Cuando era una niña, en casa era difícil caminar sin encontrar un libro. Los pasillos, las cabeceras de las camas, los muebles de la sala e incluso una habitación estaban tomadas por ellos: los arcones del tesoro, guardianes de historias ocultas y misteriosas. Mi infancia pasó entre ellos, atrapada por sus títulos intrigantes, preguntándome cada vez que los veía qué historia estaría detrás de esa inocente pasta, de ese título a veces divertido, a veces conmovedor: “Que se mueran los feos” convivía, lomo a lomo con “Instrucciones para vivir en México”; “Son vacas, somos puercos” con “Nos imputaron la muerte del perro de enfrente”; “El llano en Llamas” con “Estoy en Puerto Marte sin Hilda”. A veces me sentaba en los pasillos, o en el estudio, sobre la alfombra, a imaginar historias partiendo de esas sugerentes invitaciones, e incluso llegaba a lamentar el inevitable momento en que mi curiosidad me vencía y terminaba leyendo el libro. Ya nunca más sería un misterio, ya sólo cabría, para ese título, la historia que alguien más había imaginado, y las mías, tan profusas, tendrían que ser relegadas para siempre al momento anárquico de los sueños.
Si yo tuviera dinero, si fuera de verdad rica, iría a la librería y compraría todos los tomos de todos los libros, y año con año compraría todos los que fueran saliendo. Ya sé que no puedo leerlos todos, y que para cumplir mi desquiciado sueño necesitaría comprar mansiones y mansiones para llenarlas de libros, pero todos tenemos nuestras manías y nuestros sueños imposibles. El mío está lleno de páginas, de lomos con títulos que me inspiran más dudas que respuestas, de portadas que me hacen detenerme un ratito tan sólo a verlas, olvidada por completo de las palabras que hay adentro.
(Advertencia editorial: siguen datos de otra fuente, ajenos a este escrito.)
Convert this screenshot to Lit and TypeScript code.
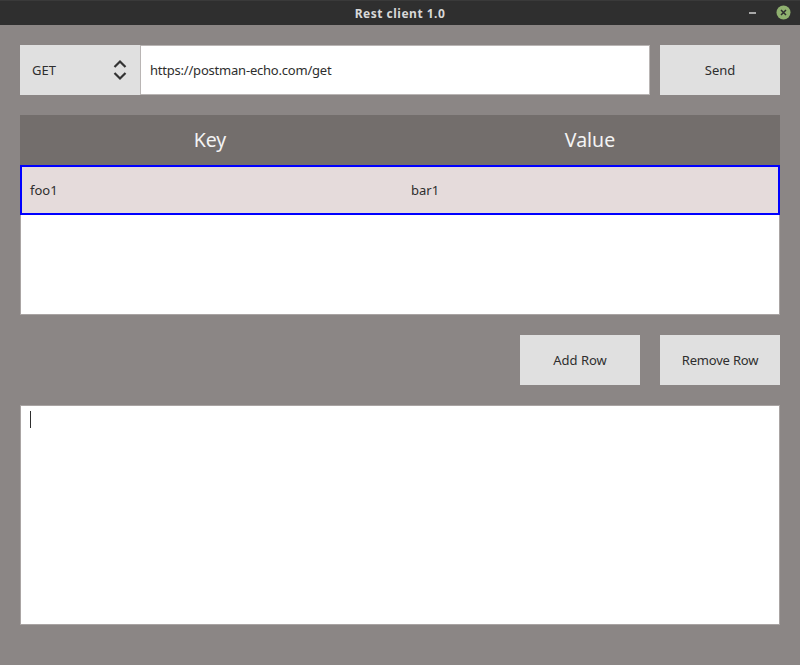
import { LitElement, html, css } from "lit";
import { customElement } from "lit/decorators.js";

@customElement("app-root")
export class AppRoot extends LitElement {
  static styles = css`
    :host {
      display: block;
      width: 800px;
      height: 665px;
      overflow: hidden;
      background: #8b8685;
      font-family: "Noto Sans", "Open Sans", sans-serif;
      font-size: 13px;
      color: #2e2e2e;
    }
    .titlebar {
      height: 25px;
      box-sizing: border-box;
      background: #2f2f2f;
      border-top: 1px solid #3a3a3a;
      color: #d8d8d8;
      font-size: 12px;
      font-weight: 700;
      letter-spacing: 0.5px;
      display: flex;
      align-items: center;
      justify-content: center;
      position: relative;
    }
    .controls {
      position: absolute;
      top: 4px;
      right: 9px;
      display: flex;
      align-items: center;
      gap: 20px;
      height: 15px;
    }
    .min {
      width: 7px;
      height: 2px;
      background: #a8a8a8;
    }
    .close {
      display: block;
      width: 15px;
      height: 15px;
    }
    .content {
      padding: 20px;
      display: flex;
      flex-direction: column;
      gap: 20px;
    }
    .request {
      display: flex;
      height: 50px;
    }
    .select {
      width: 120px;
      box-sizing: border-box;
      background: #e0e0e0;
      padding: 0 12px;
      display: flex;
      align-items: center;
      justify-content: space-between;
    }
    .updown {
      display: block;
      width: 16px;
      height: 24px;
    }
    .url {
      width: 510px;
      box-sizing: border-box;
      background: #fff;
      border: 1px solid #b9b5b4;
      padding: 0 9px;
      display: flex;
      align-items: center;
      letter-spacing: -0.21px;
    }
    .btn {
      width: 120px;
      height: 50px;
      background: #e0e0e0;
      display: flex;
      align-items: center;
      justify-content: center;
    }
    .send {
      margin-left: 10px;
    }
    .tight {
      letter-spacing: -0.2px;
    }
    .table {
      height: 200px;
      background: #fff;
      box-shadow: inset 1px 0 0 #a9a4a3, inset -1px 0 0 #a9a4a3, inset 0 -1px 0 #a9a4a3;
    }
    .thead {
      height: 50px;
      box-sizing: border-box;
      padding-bottom: 2px;
      background: #736e6c;
      color: #f4f4f4;
      font-size: 19.5px;
      display: grid;
      grid-template-columns: 380px 380px;
      align-items: center;
      text-align: center;
    }
    .row {
      height: 50px;
      box-sizing: border-box;
      background: #e5dbdb;
      border: 2px solid #0000ff;
      display: grid;
      grid-template-columns: 381px 1fr;
      align-items: center;
      padding: 0 8px;
    }
    .actions {
      display: flex;
      justify-content: flex-end;
      gap: 20px;
    }
    .editor {
      height: 220px;
      box-sizing: border-box;
      background: #fff;
      border: 1px solid #a9a4a3;
      padding: 5px 9px;
    }
    .caret {
      width: 1px;
      height: 17px;
      background: #2e2e2e;
    }
  `;

  render() {
    return html`
      <div class="titlebar">
        <span>Rest client 1.0</span>
        <div class="controls">
          <div class="min"></div>
          <svg class="close" viewBox="0 0 15 15">
            <circle cx="7.5" cy="7.5" r="7" fill="#8fb06f"></circle>
            <path d="M5 5l5 5M10 5l-5 5" stroke="#2f2f2f" stroke-width="1.5" fill="none"></path>
          </svg>
        </div>
      </div>
      <div class="content">
        <div class="request">
          <div class="select">
            <span>GET</span>
            <svg class="updown" viewBox="0 0 16 24">
              <path d="M2.5 9L8 3.5 13.5 9M2.5 15L8 20.5 13.5 15" stroke="#333" stroke-width="2.2" fill="none"></path>
            </svg>
          </div>
          <div class="url">https://postman-echo.com/get</div>
          <div class="btn send">Send</div>
        </div>
        <div class="table">
          <div class="thead"><span>Key</span><span>Value</span></div>
          <div class="row"><span>foo1</span><span>bar1</span></div>
        </div>
        <div class="actions">
          <div class="btn">Add Row</div>
          <div class="btn tight">Remove Row</div>
        </div>
        <div class="editor"><div class="caret"></div></div>
      </div>
    `;
  }
}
Si yo tuviera dinero, si fuera de verdad rica, abriría al que quisiera entrar todas y cada una de esas mansiones y , como una loca, como una excéntrica, me sentaría en un pequeño banquito a leer en voz alta uno a uno los libros de los estantes, invitaría a niños y adultos, usaría un micrófono para que lo escucharan en la calle… porque los libros, ¿saben? no son para leerlos a solas, son para escucharlos todos juntos, para vivirlos en compañía. Es algo que he descubierto con el tiempo, leyendo mi poesía. Que la pausa entre que yo termino el capítulo de un libro apasionante y el tiempo que tardo en convencer a mis amigos y familia de leerlo es desesperante. Que me molesta tener que reírme sola de las bromas nuevas que un libro me ha dejado (como aquella risa tonta cada vez que veo hormigas, gracias a David Safier, o la sonrisa incoherente cuando pienso en las “estatuas pornográficas de Reforma” que con tanto tino describió Ibargüengoitia). Que cuando leemos todos, en conjunto, cuando nos sentamos a escuchar todos el mismo libro, sucede lo mismo que cuando va uno al cine: se ríe más, llora más y se emociona más que cuando ve la película en su celular en el metro. Leer debería tener su momento y ser un espacio social, para compartir sueños, historias, risas, llantos y conversaciones. Debería ser un pretexto para encontrarnos, todos los días, un ratito por la tarde.
Y por eso, al descubrirlo, decidí poner manos a la obra. Algunos de ustedes, cuando leen esto, ya saben que ahora he decidido volverme una voz, una entre muchas, que lee un capítulo cada día del libro que quiero que todos tengamos en la cabeza, más que nada para que alguien (todos ustedes) pueda entender esa parte íntima y profunda de mí misma que ése libro dejó en mi interior. Y para volver a leerlo, porque lo amo. Y para poder ir por la calle, cada día, pensando, imaginando, como antes hacía con las historias de la vieja casa-biblioteca, cómo escuchan ustedes el libro, en lo que estarán pensando. Algunos me han dado valiosas pistas (hay quien lo escucha acostado, hay quien lo hace mientras trabaja y otros más que se sientan con sus hijos o con su familia), y mi imaginación, siempre amante de crear historias, rellena los huecos. Los imagino en el transporte público, viajando en sus mentes a un mundo blanco y negro. Los imagino por sus calles, caminando o en bicicleta, a escondidas en el baño. Y en ese momento, por ese breve instante, todos ustedes y yo misma, a la distancia, estamos juntos, siendo fascinados por la misma historia, preocupados por el mismo niño que sólo existió en la imaginación de una escritora, hace décadas, que quiso contar una historia y también hablar de ella, de su dolor y de su desconcierto ante un mundo cambiante. Es hermoso, es perfecto, y cada día, a la mitad de las horas, me hace sentir que estoy menos sola.